Researchers at Barrow Neurological Institute (affiliated with St. Joseph’s Hospital and Medical Center) in Phoenix, Arizona, implanted malignant gliomas in mice and studied the effects of a ketogenic diet versus a standard diet.

The ketogenic diet alone prolonged life. Median survival rate of ketogenic-diet mice was five days longer than that of standard-diet mice (28 days compared with 23 days). One ketogenic-diet mouse was apparently cured of its tumor.

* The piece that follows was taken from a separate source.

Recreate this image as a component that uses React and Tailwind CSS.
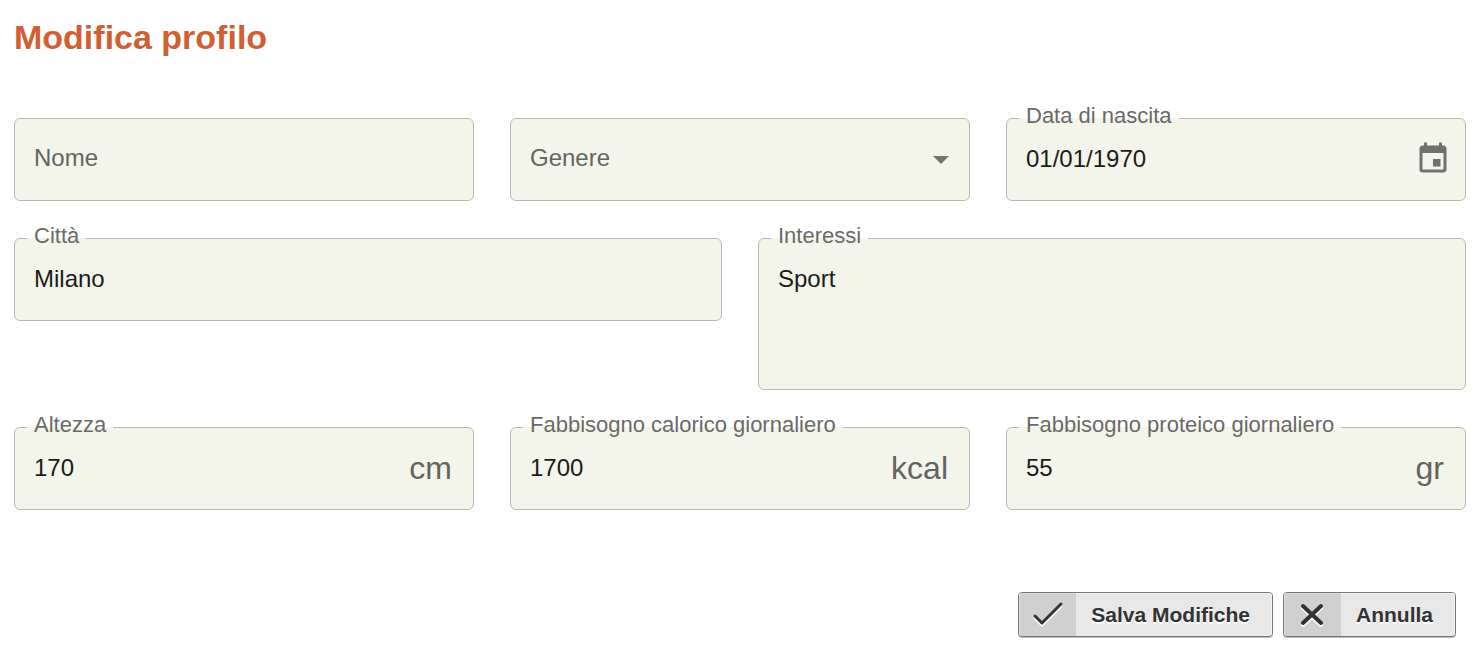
import React, { useState } from "react";
import { MdEvent } from "react-icons/md";

// Outlined box whose label sits in a notch of the top border
const Field = ({ id, label, suffix, children }) => (
  <fieldset className="min-w-0 rounded-md border border-[#b9bbb0] bg-[#f3f4ea] px-3">
    <legend className="px-[7px] pb-1 text-[22px] leading-[26px] text-[#6a6a68]">
      <label htmlFor={id}>{label}</label>
    </legend>
    <div className="flex items-center px-[7px] pb-[15px]">
      {children}
      {suffix && (
        <span className="pr-0.5 text-[32px] leading-[52px] text-[#63645f]">
          {suffix}
        </span>
      )}
    </div>
  </fieldset>
);

// Same box without a notch: the label shares the control's cell until it has a value
const EmptyField = ({ id, label, filled, icon, children }) => (
  <div className="min-w-0 pt-[15px]">
    <div className="flex h-[83px] items-center rounded-md border border-[#b9bbb0] bg-[#f3f4ea] px-[19px]">
      <div className="grid min-w-0 flex-1 items-center">
        <label
          htmlFor={id}
          className={
            filled
              ? "invisible col-start-1 row-start-1 text-2xl"
              : "pointer-events-none col-start-1 row-start-1 pb-1 text-2xl text-[#646560]"
          }
        >
          {label}
        </label>
        {children}
      </div>
      {icon}
    </div>
  </div>
);

const inputClass =
  "col-start-1 row-start-1 h-[52px] w-full min-w-0 flex-1 appearance-none bg-transparent text-2xl text-[#1c1c18] outline-none";

const ActionButton = ({ icon, children, ...props }) => (
  <button
    className="flex h-[45px] cursor-pointer overflow-hidden rounded-[4px] border border-[#777777] bg-[#e8e8e8] text-[21px] font-bold text-[#333333] shadow-[0_1px_0_#bbbbbb] [text-shadow:0_2px_0_#ffffff]"
    {...props}
  >
    <span className="flex h-full w-[57px] items-center justify-center bg-[#d0d0d0] shadow-[inset_1px_1px_0_#dddddd]">
      {icon}
    </span>
    <span className="flex h-full items-center pr-[22px] pl-[15px] shadow-[inset_-1px_1px_0_#f4f4f4]">
      {children}
    </span>
  </button>
);

const CheckIcon = () => (
  <svg width="32" height="28" viewBox="0 0 32 28" fill="none" strokeLinecap="round" strokeLinejoin="round">
    <path d="M3 17 L10 24 L29 5" stroke="#ffffff" strokeWidth="3" />
    <path d="M3 15 L10 22 L29 3" stroke="#333333" strokeWidth="3" />
  </svg>
);

const CloseIcon = () => (
  <svg width="24" height="26" viewBox="0 0 24 26" fill="none" strokeLinecap="round">
    <path d="M2 6 L20 23 M20 6 L2 23" stroke="#ffffff" strokeWidth="4" />
    <path d="M2 4 L20 21 M20 4 L2 21" stroke="#333333" strokeWidth="4" />
  </svg>
);

const ArrowIcon = () => (
  <svg className="pointer-events-none mr-px" width="16" height="8" viewBox="0 0 16 8" fill="#73746b">
    <path d="M0 0h16l-8 8z" />
  </svg>
);

const App = () => {
  const [form, setForm] = useState({
    nome: "",
    genere: "",
    nascita: "01/01/1970",
    citta: "Milano",
    interessi: "Sport",
    altezza: "170",
    calorie: "1700",
    proteine: "55",
  });

  const bind = (name) => ({
    id: name,
    name,
    value: form[name],
    onChange: (e) => setForm({ ...form, [name]: e.target.value }),
  });

  return (
    <main className="bg-white px-[14px] pt-4 pb-[17px] font-['Liberation_Sans',Arial,sans-serif]">
      <h1 className="text-[34px] leading-[42px] font-bold text-[#d06033]">
        Modifica profilo
      </h1>

      <form className="mt-[45px]" onSubmit={(e) => e.preventDefault()}>
        <div className="flex flex-col gap-[22px]">
          <div className="grid grid-cols-3 gap-9">
            <EmptyField id="nome" label="Nome" filled={form.nome !== ""}>
              <input className={inputClass} type="text" {...bind("nome")} />
            </EmptyField>

            <EmptyField
              id="genere"
              label="Genere"
              filled={form.genere !== ""}
              icon={<ArrowIcon />}
            >
              <select className={inputClass} {...bind("genere")}>
                <option value=""></option>
                <option value="f">Femmina</option>
                <option value="m">Maschio</option>
              </select>
            </EmptyField>

            <Field id="nascita" label="Data di nascita">
              <input className={inputClass} type="text" {...bind("nascita")} />
              <button type="button" aria-label="Apri calendario" className="-mr-[5px] cursor-pointer">
                <MdEvent className="size-9 text-[#70716a]" />
              </button>
            </Field>
          </div>

          <div className="grid grid-cols-2 items-start gap-9">
            <Field id="citta" label="Città">
              <input className={inputClass} type="text" {...bind("citta")} />
            </Field>
            <Field id="interessi" label="Interessi">
              <textarea
                className="h-[121px] min-w-0 flex-1 resize-none bg-transparent pt-[10px] text-2xl text-[#1c1c18] outline-none"
                {...bind("interessi")}
              />
            </Field>
          </div>

          <div className="grid grid-cols-3 gap-9">
            <Field id="altezza" label="Altezza" suffix="cm">
              <input className={inputClass} type="text" {...bind("altezza")} />
            </Field>
            <Field id="calorie" label="Fabbisogno calorico giornaliero" suffix="kcal">
              <input className={inputClass} type="text" {...bind("calorie")} />
            </Field>
            <Field id="proteine" label="Fabbisogno proteico giornaliero" suffix="gr">
              <input className={inputClass} type="text" {...bind("proteine")} />
            </Field>
          </div>
        </div>

        <div className="mt-[82px] flex justify-end gap-[10px] pr-[10px]">
          <ActionButton type="submit" icon={<CheckIcon />}>
            Salva Modifiche
          </ActionButton>
          <ActionButton type="button" icon={<CloseIcon />}>
            Annulla
          </ActionButton>
        </div>
      </form>
    </main>
  );
};

export default App;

Combining a ketogenic diet with whole-brain radiation therapy produced stunning results. The 11 standard-diet mice survived an average of 41 days after treatment began. Of the 11 ketogenic-diet mice, 9 were cured. Their tumors evidently vanished and did not return, even when the mice were switched back to a standard diet.

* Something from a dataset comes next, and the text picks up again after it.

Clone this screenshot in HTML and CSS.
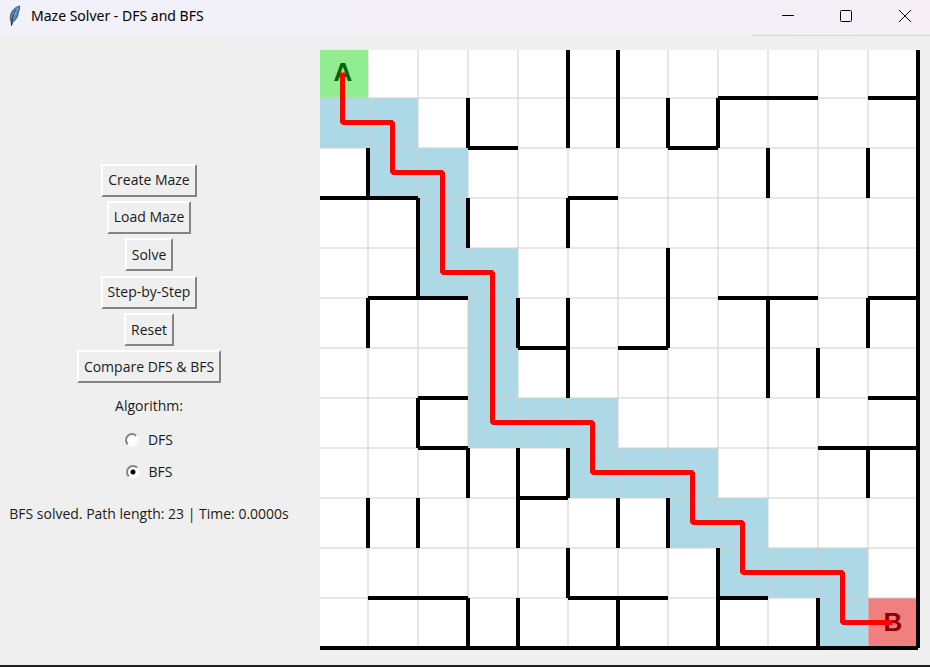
FILE: index.html
```html
<!DOCTYPE html>
<html lang="en">
<head>
<meta charset="utf-8">
<title>Maze Solver - DFS and BFS</title>
<link rel="stylesheet" href="styles.css">
</head>
<body>
<header class="titlebar">
  <svg class="feather" viewBox="0 0 14 22" aria-hidden="true">
    <path d="M11.600 1C8 1.800 4.500 4.500 3 8.500C2 11.500 2 14 3.200 17L3.500 20.500L4.600 17.500C8 15 9.600 12 10.300 8.500C10.800 6 11.800 3.500 11.600 1Z" fill="#4c86cc" stroke="#55585e"/>
    <path d="M10.500 2C7 5 5 9 4.200 14C6.800 10.500 8.500 6.500 10.500 2Z" fill="#a9c9ee"/>
    <path d="M8.500 4.500C5.500 8.500 4 13 3.500 20.500" fill="none" stroke="#26292e"/>
  </svg>
  <h1 class="title">Maze Solver - DFS and BFS</h1>
  <div class="controls">
    <button class="control" aria-label="Minimize"><svg viewBox="0 0 14 14"><path d="M1 6.500H13"/></svg></button>
    <button class="control" aria-label="Maximize"><svg viewBox="0 0 14 14"><rect x="1.500" y="1.500" width="11" height="11" rx="1"/></svg></button>
    <button class="control" aria-label="Close"><svg viewBox="0 0 14 14"><path d="M1 1L13 13M13 1L1 13"/></svg></button>
  </div>
</header>
<main class="window">
  <section class="panel">
    <div class="actions">
      <button class="action">Create Maze</button>
      <button class="action">Load Maze</button>
      <button class="action">Solve</button>
      <button class="action">Step-by-Step</button>
      <button class="action">Reset</button>
      <button class="action">Compare DFS &amp; BFS</button>
    </div>
    <fieldset class="algorithm">
      <legend class="legend">Algorithm:</legend>
      <label class="choice"><input type="radio" name="algorithm" value="dfs">DFS</label>
      <label class="choice"><input type="radio" name="algorithm" value="bfs" checked>BFS</label>
    </fieldset>
    <p class="status" role="status">BFS solved. Path length: 23 | Time: 0.0000s</p>
  </section>
  <svg class="maze" viewBox="2 2 600 600" role="img" aria-label="Solved maze from A to B">
    <path class="floor" d="M0 0H600V600H0Z"/>
    <!-- cells on the solved path -->
    <path class="visited" d="M0 50H100V100H150V200H200V350H300V400H400V450H450V500H550V600H500V550H400V500H350V450H250V400H150V250H100V150H50V100H0Z"/>
    <path class="start" d="M0 0H50V50H0Z"/>
    <path class="goal" d="M550 550H600V600H550Z"/>
    <path class="grid" d="M50 0V600M100 0V600M150 0V600M200 0V600M250 0V600M300 0V600M350 0V600M400 0V600M450 0V600M500 0V600M550 0V600M0 50H600M0 100H600M0 150H600M0 200H600M0 250H600M0 300H600M0 350H600M0 400H600M0 450H600M0 500H600M0 550H600"/>
    <path class="walls" d="M50 100V150M50 250V300M50 450V500M100 150V250M100 350V400M100 450V500M150 50V100M150 150V200M150 400V450M150 550V600M200 250V300M200 400V500M200 550V600M250 0V100M250 150V200M250 250V350M250 400V450M250 500V550M300 0V100M300 450V500M300 550V600M350 50V100M350 200V300M350 450V500M400 50V100M400 500V600M450 100V150M450 250V350M500 300V350M500 550V600M550 100V150M550 250V300M550 400V450M600 0V600"/>
    <path class="walls" d="M400 50H500M550 50H600M150 100H200M350 100H400M0 150H100M250 150H300M50 250H150M400 250H500M550 250H600M200 300H250M300 300H350M100 350H150M550 350H600M100 400H150M500 400H600M200 450H250M50 550H150M250 550H350M400 550H450M0 600H600"/>
    <text class="mark mark-start" x="25" y="33">A</text>
    <text class="mark mark-goal" x="575" y="583">B</text>
    <path class="route" d="M24.500 24.500V74.500H74.500V124.500H124.500V224.500H174.500V374.500H274.500V424.500H374.500V474.500H424.500V524.500H524.500V574.500H574.500"/>
  </svg>
</main>
</body>
</html>
```
FILE: styles.css
```css
* { box-sizing: border-box; }

body {
  margin: 0;
  min-height: 100vh;
  display: flex;
  flex-direction: column;
  background: #efefef;
  border-bottom: 2px solid #1c1c1c;
  color: #1a1a1a;
  font: 14px/20px "Open Sans", "Noto Sans", sans-serif;
}

.titlebar {
  display: flex;
  align-items: center;
  height: 36px;
  padding: 0 0 0 8px;
  gap: 9px;
  background: linear-gradient(90deg, #f2f0f8, #f3f0f7 80%, #f6eff6);
}
.feather { width: 14px; height: 22px; margin-bottom: 4px; }
.title { margin: 0 0 4px; font-family: "Noto Sans", sans-serif; font-size: 14px; font-weight: 400; color: #000; }
.controls {
  display: flex;
  height: 36px;
  margin-left: auto;
  padding-left: 7px;
  border-bottom: 1px solid #d9d6da;
}
.control {
  width: 58px;
  height: 32px;
  padding: 0;
  border: 0;
  background: none;
  display: grid;
  place-items: center;
}
.control:last-child { width: 50px; margin-left: 5px; }
.control svg { width: 14px; height: 14px; fill: none; stroke: #000; }

.window {
  flex: 1;
  display: grid;
  grid-template-columns: minmax(0, 1fr) minmax(0, 2fr);
  column-gap: 20px;
  padding: 14px 10px 14px 0;
}

.panel {
  display: flex;
  flex-direction: column;
  align-items: center;
  justify-content: center;
  padding: 0 2px 14px 0;
}
.actions {
  height: 220px;
  display: flex;
  flex-direction: column;
  align-items: center;
  justify-content: space-between;
}
.action {
  height: 33px;
  padding: 0 5px;
  border: 2px solid;
  border-color: #fff #848484 #848484 #fff;
  background: #efefef;
  color: inherit;
  font: inherit;
}
.algorithm {
  margin: 12px 0 0;
  padding: 0;
  border: 0;
  display: flex;
  flex-direction: column;
  align-items: center;
}
.legend { margin: 0 auto 8px; padding: 0; }
.choice { display: flex; align-items: center; gap: 9px; height: 32px; }
.choice input {
  appearance: none;
  width: 14px;
  height: 14px;
  margin: 0;
  border: 2px solid;
  border-color: #848484 #fafafa #fafafa #848484;
  border-radius: 50%;
  background: #fff;
}
.choice input:checked { background: radial-gradient(circle, #000 2px, #fff 3px); }
.status { margin: 16px 0 0; white-space: nowrap; }

.maze { display: block; width: 100%; }
.floor { fill: #fff; }
.visited { fill: #add8e6; }
.start { fill: #90ee90; }
.goal { fill: #f08080; }
.grid { stroke: #cecece; }
.walls { stroke: #000; stroke-width: 4; }
.route { fill: none; stroke: #f00; stroke-width: 5; stroke-linejoin: bevel; }
.mark { font: bold 26px "Liberation Sans", sans-serif; text-anchor: middle; }
.mark-start { fill: #006400; }
.mark-goal { fill: #8b0000; }
```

Adrienne C. Scheck, PhD, who led the researchers, said:

We found that the ketogenic diet significantly enhances the anti-tumor effect of radiation, which suggests that it may be useful as an adjuvant to the current standard of care for the treatment of human malignant gliomas.

Dr. Scheck is principal investigator in neuro-oncology and neurosurgery research at Barrow and senior author of an article about the research published in the open-access journal PLOS ONE. She was quoted in a St. Joseph’s news release.

A ketogenic diet forces the body to burn fats—ketones—rather than carbohydrates. The PLOS ONE article says the results are consistent with earlier research suggesting that normal brain cells can use ketones as an energy source but tumor cells cannot.

Dr. Scheck said a ketogenic diet could easily be added, without the need for Food and Drug Administration approval, to treatment plans for brain tumors. The news release added, “She is currently exploring options for clinical trials.”